Au commencement, soumis à un climat retors, aux reliefs accidentés, entre plaines et montagnes, forêts, océans, lacs et mers, on apprend à gérer les stocks d’aliments récoltés sur une poignée de mois, à provisionner, à conserver pour l’hiver, avant de rebondir sur les produits de la chasse et de la pêche. Pour le coup, les repas reflètent ce rationnement motivé par la crainte omniprésente de la pénurie. À grand renfort de denrées séchées (viande de renne et de porc, morue et céréales), fumées (haddock, élan, saucisses), salées (viandes, poissons, légumes) ou fermentées (fromage et lait caillé).
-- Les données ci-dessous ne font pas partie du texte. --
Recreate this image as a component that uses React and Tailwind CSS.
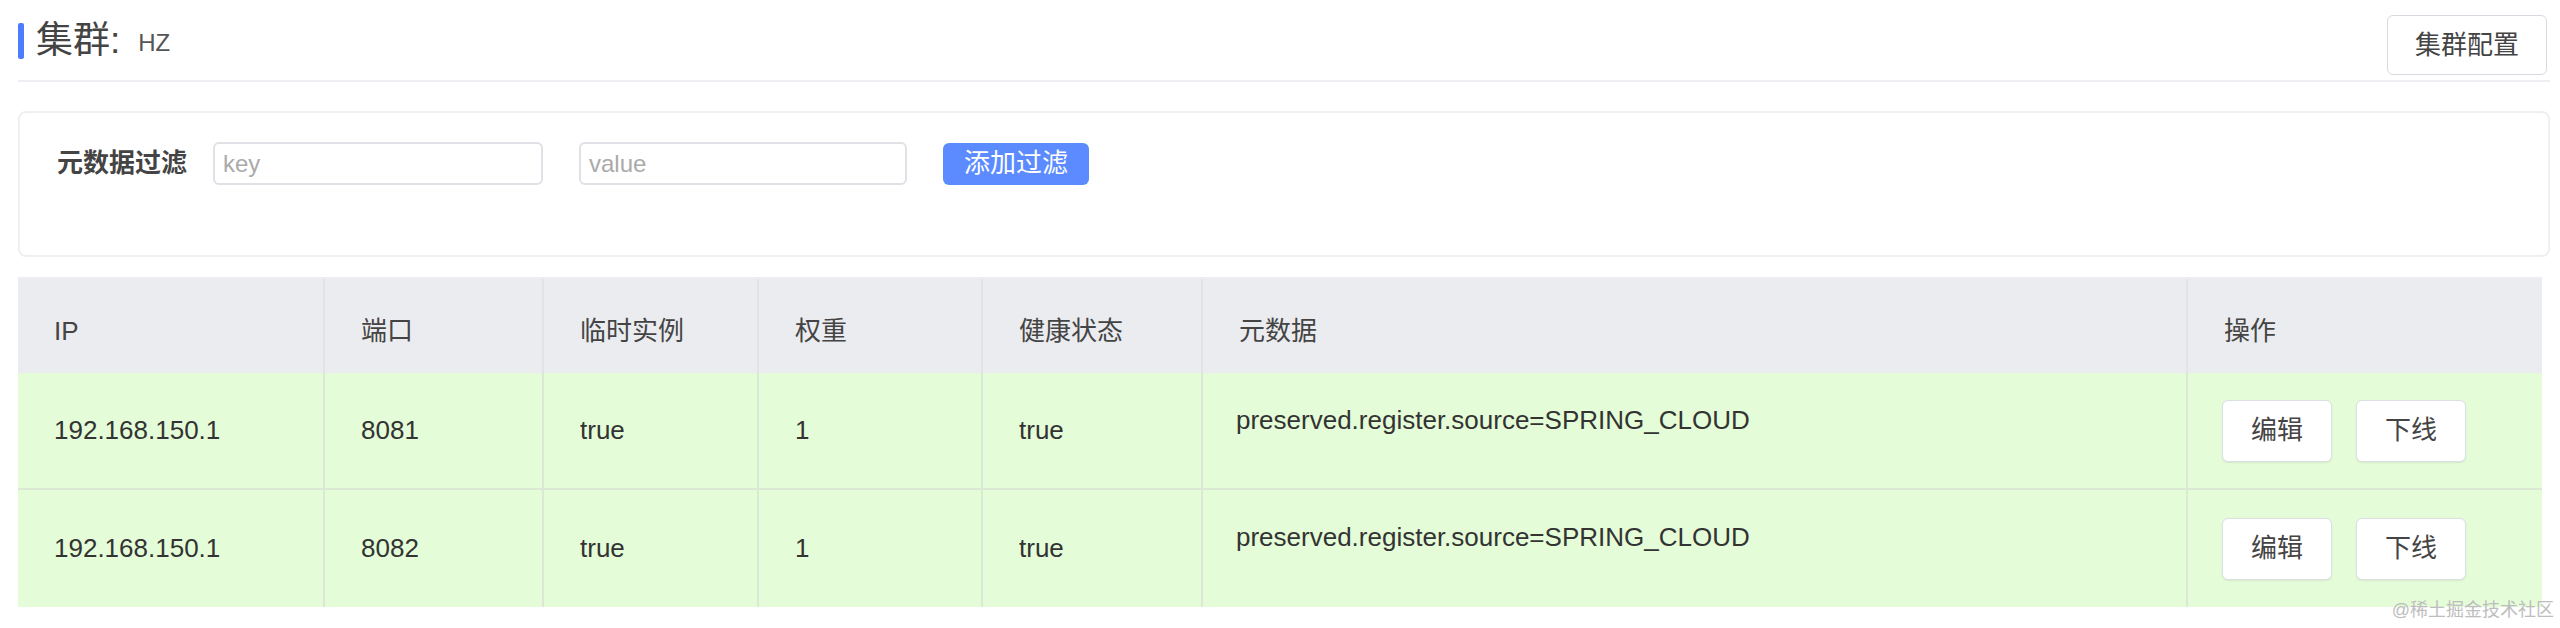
import React from 'react';

const font = { fontFamily: "'Liberation Sans','Noto Sans CJK SC',sans-serif" };

const rows = [
  { ip: '192.168.150.1', port: '8081', ephemeral: 'true', weight: '1', healthy: 'true', meta: 'preserved.register.source=SPRING_CLOUD' },
  { ip: '192.168.150.1', port: '8082', ephemeral: 'true', weight: '1', healthy: 'true', meta: 'preserved.register.source=SPRING_CLOUD' },
];

const headers = ['IP', '端口', '临时实例', '权重', '健康状态', '元数据', '操作'];

const cols = 'grid grid-cols-[307px_219px_215px_224px_220px_985px_1fr]';

const OpButton = ({ children }) => (
  <button className="h-[62px] w-[110px] rounded-[6px] border border-[#dcdfe6] bg-white text-[26px] text-[#444] shadow-[0_1px_2px_rgba(0,0,0,0.08)]">
    {children}
  </button>
);

export default function App() {
  return (
    <div className="relative h-[628px] w-[2560px] overflow-hidden bg-white pl-[18px] pr-[10px] text-[#333]" style={font}>
      {/* title bar */}
      <div className="flex h-[82px] items-start justify-between border-b-2 border-[#eeeff2]">
        <div className="mt-[21px] flex items-end">
          <div className="mb-[2px] h-[36px] w-[6px] rounded-[2px] bg-[#4d7cfe]" />
          <span className="ml-[12px] text-[37px] leading-[40px] text-[#444]">集群:</span>
          <span className="mb-[4px] ml-[18px] text-[24px] leading-[28px] text-[#555]">HZ</span>
        </div>
        <button className="mr-[3px] mt-[15px] h-[60px] w-[160px] rounded-[6px] border border-[#d6d9e0] bg-white text-[26px] text-[#444]">
          集群配置
        </button>
      </div>

      {/* filter */}
      <div className="mt-[29px] h-[146px] rounded-[8px] border-2 border-[#eeeff2] pl-[37px] pt-[29px]">
        <div className="flex items-center">
          <span className="text-[26px] font-bold text-[#444]">元数据过滤</span>
          <input
            placeholder="key"
            className="ml-[26px] h-[43px] w-[330px] rounded-[6px] border-2 border-[#dfe1e6] px-[8px] text-[24px] outline-none placeholder:text-[#aaa]"
          />
          <input
            placeholder="value"
            className="ml-[36px] h-[43px] w-[328px] rounded-[6px] border-2 border-[#dfe1e6] px-[8px] text-[24px] outline-none placeholder:text-[#aaa]"
          />
          <button className="ml-[36px] h-[42px] w-[146px] rounded-[6px] bg-[#5b8bff] text-[26px] text-white">
            添加过滤
          </button>
        </div>
      </div>

      {/* table */}
      <div className="mr-[8px] mt-[20px] border-t-2 border-[#eceef2]">
        <div className={`${cols} h-[94px] bg-[#ebecf0] text-[26px] text-[#444]`}>
          {headers.map((h, i) => (
            <div key={h} className={`flex items-center pl-[36px] pt-[10px] ${i < headers.length - 1 ? 'border-r-2 border-[#e1e3e8]' : ''}`}>
              {h}
            </div>
          ))}
        </div>
        {rows.map((r, idx) => (
          <div key={idx} className={`${cols} h-[117px] bg-[#e4fcd7] text-[26px] text-[#333] ${idx === 0 ? 'border-b-2 border-[#dbe8d3]' : ''}`}>
            {[r.ip, r.port, r.ephemeral, r.weight, r.healthy].map((v, i) => (
              <div key={i} className="flex items-center border-r-2 border-[#dce8d4] pl-[36px]">
                {v}
              </div>
            ))}
            <div className="border-r-2 border-[#dce8d4] pl-[33px] pt-[28px]">{r.meta}</div>
            <div className="flex items-center gap-[24px] pl-[34px]">
              <OpButton>编辑</OpButton>
              <OpButton>下线</OpButton>
            </div>
          </div>
        ))}
      </div>

      <div className="absolute bottom-[4px] right-[6px] text-[18px] text-[#bdbdbd]">@稀土掘金技术社区</div>
    </div>
  );
}
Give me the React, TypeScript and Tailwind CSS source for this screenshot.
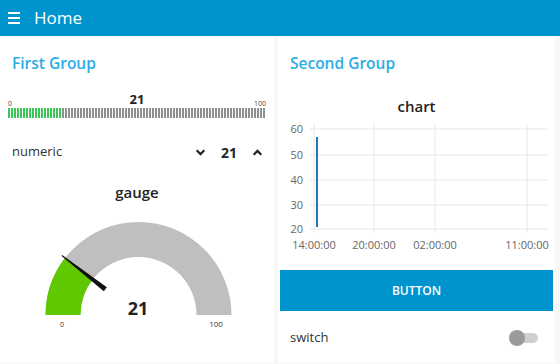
import React from "react";

const font = { fontFamily: '"Open Sans", "Noto Sans", sans-serif' };

function LevelBar({ value }: { value: number }) {
  const total = 86;
  const lit = Math.round((value / 100) * total);
  return (
    <div className="flex h-[10px] gap-[1px]">
      {Array.from({ length: total }).map((_, i) => (
        <div key={i} className={i < lit ? "h-full w-[2px] bg-[#3cc65a]" : "h-full w-[2px] bg-[#8e8e8e]"} />
      ))}
    </div>
  );
}

function Gauge() {
  return (
    <svg width="274" height="120" viewBox="0 0 274 120">
      <path d="M 45.5 101 A 93 93 0 0 1 231.5 101 L 196.5 101 A 58 58 0 0 0 80.5 101 Z" fill="#bfbfbf" />
      <path d="M 45.5 101 A 93 93 0 0 1 65 44 L 92.7 65.4 A 58 58 0 0 0 80.5 101 Z" fill="#5fc800" />
      <polygon points="62.2,41.1 61.6,41.9 103.8,77.3 106.8,73.3" fill="#111" />
      <text x="138" y="101" textAnchor="middle" fontSize="18" fontWeight="700" fill="#222" style={font}>
        21
      </text>
      <text x="62" y="113" textAnchor="middle" fontSize="7" fill="#333" style={font}>
        0
      </text>
      <text x="216" y="113" textAnchor="middle" fontSize="8" fill="#333" style={font}>
        100
      </text>
    </svg>
  );
}

function Chart() {
  const ys = [
    { v: "60", y: 13 },
    { v: "50", y: 39 },
    { v: "40", y: 64 },
    { v: "30", y: 89 },
    { v: "20", y: 113 },
  ];
  const xs = [
    { t: "14:00:00", x: 36 },
    { t: "20:00:00", x: 96 },
    { t: "02:00:00", x: 157 },
    { t: "11:00:00", x: 249 },
  ];
  return (
    <svg width="277" height="138" viewBox="0 0 277 138">
      {ys.map((r) => (
        <g key={r.v}>
          <line x1="32" x2="270" y1={r.y} y2={r.y} stroke="#e6e6e6" />
          <text x="25" y={r.y + 4} textAnchor="end" fontSize="11" fill="#666" style={font}>
            {r.v}
          </text>
        </g>
      ))}
      {xs.map((c) => (
        <g key={c.t}>
          <line x1={c.x} x2={c.x} y1="8" y2="117" stroke="#e6e6e6" />
          <text x={c.x} y="133" textAnchor="middle" fontSize="11" fill="#666" style={font}>
            {c.t}
          </text>
        </g>
      ))}
      <line x1="39" x2="39" y1="21" y2="111" stroke="#1f77b4" strokeWidth="2" />
    </svg>
  );
}

export default function App() {
  return (
    <div className="h-[364px] w-[560px] overflow-hidden bg-[#f8f8f8]" style={font}>
      <header className="flex h-9 items-center bg-[#0094ce] text-white">
        <div className="ml-[8px] flex w-[12px] flex-col gap-[3px]">
          <span className="h-[2px] bg-white" />
          <span className="h-[2px] bg-white" />
          <span className="h-[2px] bg-white" />
        </div>
        <span className="ml-[14px] text-[17px]">Home</span>
      </header>

      <div className="flex gap-[4px]">
        <section className="h-[326px] w-[274px] bg-white">
          <div className="flex h-[56px] items-center pl-[12px] text-[15.5px] font-semibold text-[#2aade6]">First Group</div>
          <div className="px-[8px] pt-[3px]">
            <div className="relative flex h-[12px] items-end justify-between text-[7px] leading-none text-[#444]">
              <span>0</span>
              <span className="absolute left-1/2 top-[-2px] -translate-x-1/2 text-[13px] font-bold text-[#222]">21</span>
              <span>100</span>
            </div>
            <div className="mt-[1px]">
              <LevelBar value={21} />
            </div>
          </div>
          <div className="mt-[15px] flex h-[38px] items-center pl-[12px] pr-[10px] text-[13px] text-[#333]">
            <span className="flex-1">numeric</span>
            <svg width="13" height="13" viewBox="0 0 24 24" className="mr-[10px]">
              <path d="M5 8l7 7 7-7" fill="none" stroke="#222" strokeWidth="4" />
            </svg>
            <span className="w-[24px] text-center text-[14px] font-bold text-[#222]">21</span>
            <svg width="13" height="13" viewBox="0 0 24 24" className="ml-[10px]">
              <path d="M5 16l7-7 7 7" fill="none" stroke="#222" strokeWidth="4" />
            </svg>
          </div>
          <div className="mt-[11px] flex h-[20px] items-center justify-center text-[15px] font-semibold text-[#222]">gauge</div>
          <div className="mt-[12px]">
            <Gauge />
          </div>
        </section>

        <section className="h-[326px] w-[277px] bg-white">
          <div className="flex h-[56px] items-center pl-[12px] text-[15.5px] font-semibold text-[#2aade6]">Second Group</div>
          <div className="mt-[4px] flex h-[20px] items-center justify-center text-[15px] font-semibold text-[#222]">chart</div>
          <Chart />
          <button className="mx-[2px] mt-[16px] flex h-[41px] w-[273px] items-center justify-center bg-[#0094ce] text-[12px] font-semibold text-white">
            BUTTON
          </button>
          <div className="mt-[7px] flex h-[40px] items-center pl-[12px] pr-[17px] text-[13px] text-[#333]">
            <span className="flex-1">switch</span>
            <div className="relative h-[16px] w-[29px]">
              <div className="absolute left-[3px] right-0 top-[3px] h-[10px] rounded-full bg-[#cfcfcf]" />
              <div className="absolute left-0 top-0 h-[16px] w-[16px] rounded-full bg-[#9a9a9a]" />
            </div>
          </div>
        </section>
      </div>
    </div>
  );
}
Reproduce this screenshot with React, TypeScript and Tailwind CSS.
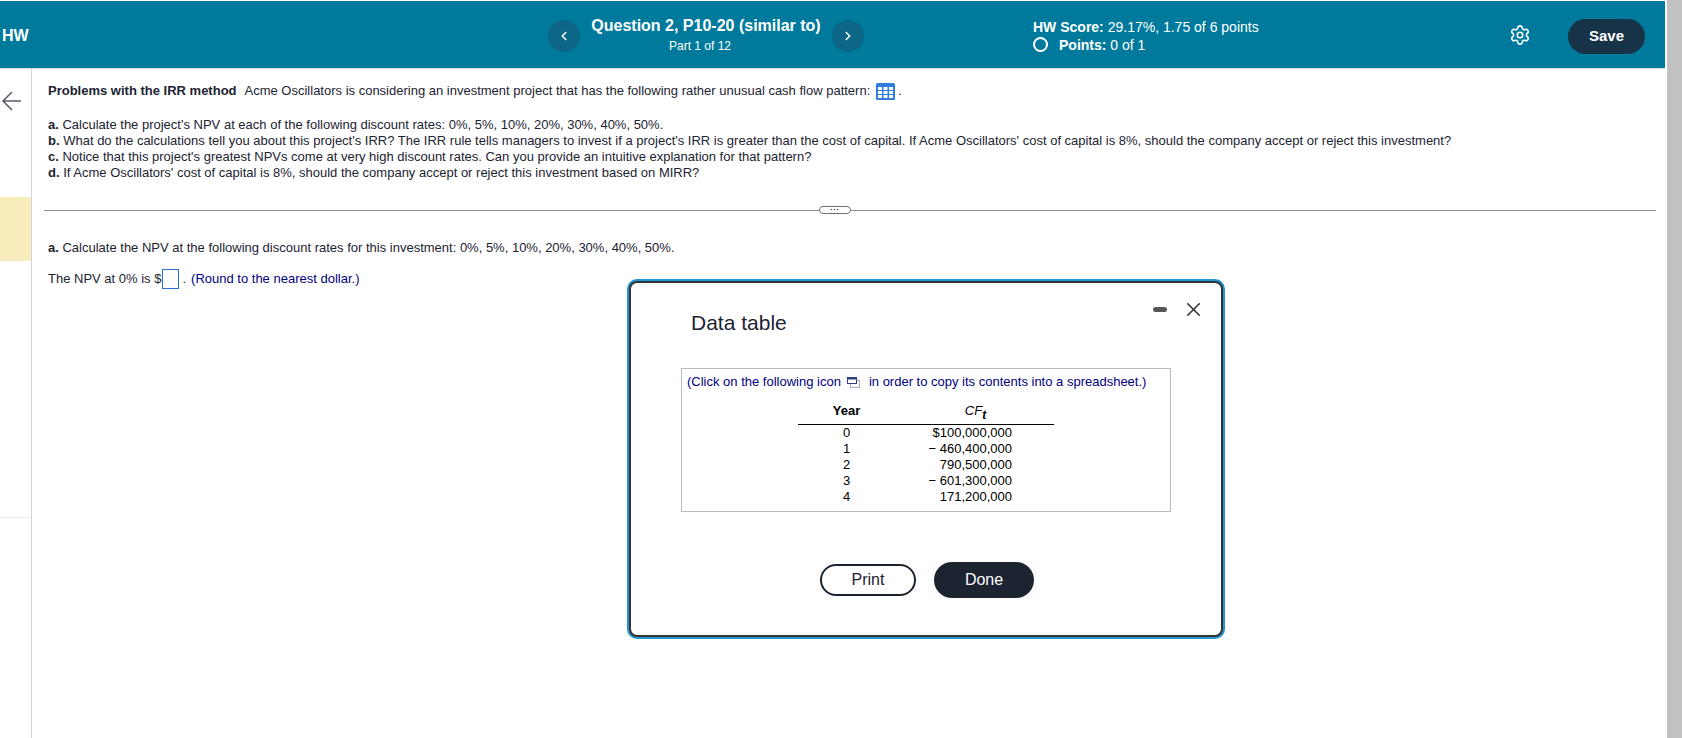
import { ChevronLeft, ChevronRight, Settings, X } from 'lucide-react'

const rows = [
  ['0', '$100,000,000'],
  ['1', '− 460,400,000'],
  ['2', '790,500,000'],
  ['3', '− 601,300,000'],
  ['4', '171,200,000'],
]

function TableIcon() {
  return (
    <svg width="19" height="17" viewBox="0 0 19 17" className="inline-block">
      <rect width="19" height="17" rx="1.500" fill="#2f7de1" />
      <g fill="white">
        <rect x="2" y="4" width="4" height="3" />
        <rect x="7.500" y="4" width="4" height="3" />
        <rect x="13" y="4" width="4" height="3" />
        <rect x="2" y="8" width="4" height="3" />
        <rect x="7.500" y="8" width="4" height="3" />
        <rect x="13" y="8" width="4" height="3" />
        <rect x="2" y="12" width="4" height="3" />
        <rect x="7.500" y="12" width="4" height="3" />
        <rect x="13" y="12" width="4" height="3" />
      </g>
    </svg>
  )
}

function CopyIcon() {
  return (
    <svg width="13" height="11" viewBox="0 0 13 11" className="inline-block">
      <rect x="3.500" y="3.500" width="9" height="7" fill="none" stroke="#a9acd6" />
      <rect x="0.500" y="0.500" width="9" height="6" fill="white" stroke="#2f3f7f" />
      <rect x="0.500" y="0.500" width="9" height="2" fill="#2f3f7f" />
    </svg>
  )
}

function DataTableDialog() {
  return (
    <div className="absolute left-[629px] top-[281px] flex h-[356px] w-[594px] flex-col rounded-lg border-2 border-[#333333] bg-white shadow-[0_0_0_2px_#2196d3]">
      <div className="flex h-[85px] items-start justify-between pl-[60px] pr-[16px]">
        <h2 className="pt-[26px] text-[21px] leading-[28px] text-[#1c2331]">Data table</h2>
        <div className="flex items-center gap-[15px] pt-[15px]">
          <div className="h-[5px] w-[14px] rounded-sm bg-[#555555]" />
          <X size={23} strokeWidth={1.6} className="text-[#333333]" />
        </div>
      </div>
      <div className="mx-[50px] h-[144px] w-[490px] border border-[#bbbbbb] pl-[5px] pt-[5px]">
        <p className="flex items-center text-[13px] leading-[16px] text-[#000080]">
          (Click on the following icon
          <span className="ml-[6px] mr-[9px] flex">
            <CopyIcon />
          </span>
          in order to copy its contents into a spreadsheet.)
        </p>
        <div className="ml-[111px] mt-[13px] w-[256px] text-[13px] text-black">
          <div className="flex h-[22px] items-start border-b border-black pb-[2px] leading-[16px]">
            <span className="w-[97px] text-center font-bold">Year</span>
            <span className="w-[117px] pl-[44px] text-center italic">
              CF<span className="relative top-[4px] text-[12px] font-bold">t</span>
            </span>
          </div>
          {rows.map(([year, amount]) => (
            <div key={year} className="flex h-[16px] items-center leading-[16px]">
              <span className="w-[97px] text-center">{year}</span>
              <span className="w-[117px] text-right">{amount}</span>
            </div>
          ))}
        </div>
      </div>
      <div className="mt-[50px] flex items-center pl-[189px]">
        <button className="h-[32px] w-[96px] rounded-full border-2 border-[#1c2331] text-[16px] text-[#1c2331]">Print</button>
        <button className="ml-[18px] h-[36px] w-[100px] rounded-full bg-[#1c2331] text-[16px] text-white">Done</button>
      </div>
    </div>
  )
}

export default function App() {
  return (
    <div className="relative flex h-[738px] w-[1682px] overflow-hidden bg-white font-['Liberation_Sans',Arial,sans-serif] text-[13px] text-[#1c2331]">
      <div className="flex w-[1665px] flex-col">
        <header className="mt-px flex h-[67px] items-center bg-[#007a9c] text-white">
          <div className="mt-[3px] w-[548px] pl-[2px] text-[16px] font-bold">HW</div>
          <button className="mt-[3px] flex h-[32px] w-[32px] items-center justify-center rounded-full bg-[#0b6785]">
            <ChevronLeft size={14} strokeWidth={2.500} />
          </button>
          <div className="ml-[11px] w-[230px] text-center">
            <div className="text-[16px] font-bold leading-[20px]">Question 2, P10-20 (similar to)</div>
            <div className="mt-[2px] pr-[12px] text-[12px] leading-[16px]">Part 1 of 12</div>
          </div>
          <button className="ml-[11px] mt-[3px] flex h-[32px] w-[32px] items-center justify-center rounded-full bg-[#0b6785]">
            <ChevronRight size={14} strokeWidth={2.500} />
          </button>
          <div className="ml-[169px] mt-[2px] w-[450px] text-[14px] leading-[18px]">
            <div>
              <b>HW Score:</b> 29.17%, 1.75 of 6 points
            </div>
            <div className="flex items-center">
              <span className="mr-[11px] h-[15px] w-[15px] rounded-full border-2 border-white" />
              <span>
                <b>Points:</b> 0 of 1
              </span>
            </div>
          </div>
          <div className="ml-[26px] flex w-[22px]">
            <Settings size={22} strokeWidth={1.7} />
          </div>
          <button className="ml-[37px] mt-[4px] h-[35px] w-[77px] rounded-full bg-[#163347] text-[15px] font-bold">Save</button>
        </header>

        <div className="flex flex-1 border-t border-[#d8dde3]">
          <aside className="flex w-[32px] shrink-0 flex-col border-r border-[#d0d3dc]">
            <svg width="22" height="22" viewBox="0 0 22 22" fill="none" stroke="#555b66" strokeWidth="1.500" className="ml-px mt-[21px]">
              <path d="M20 11H2M11 2l-9 9 9 9" />
            </svg>
            <div className="mt-[85px] h-[64px] bg-[#f8ecbc]" />
            <div className="mt-[256px] h-px bg-[#eeeeee]" />
          </aside>

          <main className="flex-1 pr-[9px] pl-[12px]">
            <div className="pl-[4px] pt-[13px]">
              <p className="flex h-[18px] items-center">
                <b className="mr-[8px]">Problems with the IRR method</b>
                Acme Oscillators is considering an investment project that has the following rather unusual cash flow pattern:
                <span className="ml-[6px] mr-[3px] flex">
                  <TableIcon />
                </span>
                .
              </p>
              <div className="mt-[17px] leading-[16px]">
                <p>
                  <b>a.</b> Calculate the project's NPV at each of the following discount rates: 0%, 5%, 10%, 20%, 30%, 40%, 50%.
                </p>
                <p>
                  <b>b.</b> What do the calculations tell you about this project's IRR? The IRR rule tells managers to invest if a project's IRR is greater than the cost of capital. If Acme Oscillators' cost of capital is 8%, should the company accept or reject this investment?
                </p>
                <p>
                  <b>c.</b> Notice that this project's greatest NPVs come at very high discount rates. Can you provide an intuitive explanation for that pattern?
                </p>
                <p>
                  <b>d.</b> If Acme Oscillators' cost of capital is 8%, should the company accept or reject this investment based on MIRR?
                </p>
              </div>
            </div>
            <div className="mt-[25px] flex items-center">
              <div className="h-px w-[775px] bg-[#8a8fa3]" />
              <div className="flex h-[8px] w-[32px] items-center justify-center rounded-[4px] border border-[#6b7280] text-[8px] font-bold leading-none tracking-[1px]">
                <span className="-mt-[4px]">...</span>
              </div>
              <div className="h-px flex-1 bg-[#8a8fa3]" />
            </div>
            <div className="pl-[4px] pt-[26px]">
              <p className="leading-[16px]">
                <b>a.</b> Calculate the NPV at the following discount rates for this investment: 0%, 5%, 10%, 20%, 30%, 40%, 50%.
              </p>
              <div className="mt-[13px] flex h-[20px] items-center">
                The NPV at 0% is $
                <span className="ml-px h-[20px] w-[17px] border border-[#2a6fdb]" />
                <span className="ml-[3px]">.</span>
                <span className="ml-[5px] text-[#000080]">(Round to the nearest dollar.)</span>
              </div>
            </div>
          </main>
        </div>
      </div>
      <div className="ml-[2px] w-[15px] bg-[#c1c1c1]" />
      <DataTableDialog />
    </div>
  )
}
Autour de ces préparations, le pain occupe une place prépondérante.

On parlerait presque de cucina povera, cette fameuse cuisine paysanne italienne. Mais il s’agit plutôt d’une cuisine de contrainte, qui passe son temps à contourner les contingences hostiles, mitonnant dans une stratégie de l’évitement. Où s’agite tout de même une certaine diversité, où l’on ravigote, à côté des attendus saumons gravlax, stockfischs et sandwiches au fromage, le lavaret salé (proche du saumon), la soupe à l’égopode (plante des sous-bois), le fulmar boréal (oiseau de mer), le requin, la baleine pilote braisée et les tripes de phoque (de quoi en faire sursauter, mais c’eût été tronquer la réalité que de ne pas rapporter ces traditions culinaires).

Cette cuisine se codifie seulement au mitan du XIXe siècle, avec l’avènement de l’industrialisation, avant que le développement des transports ne favorise l’apparition de nouveaux ingrédients, de nouvelles techniques. Nationalisme et protectionnisme inciteront peu ou prou les pays à préférer les produits de leurs terroirs, ce qui n’empêchera pas les idées de circuler, ni les minorités ethniques ou religieuses de brinquebaler, propices aux brassages. D’un pays à l’autre, les traditions se forgent dans les échanges. Aujourd’hui, la cuisine nordique se targue de cet héritage, nourrie d’assimilations et de contemplations.

Si la table est affaire de mémoire, Magnus Nilsson fait ainsi œuvre de sauvegarde patrimoniale. Mine de rien, sa cuisine en témoigne, vivier d’influences et mêlant saumuré, fermenté, grillé, torréfié, vinaigré, iodé et salé.

La Cuisine des pays nordiques, Magnus Nilsson, Phaidon, 768 p., 45 euros.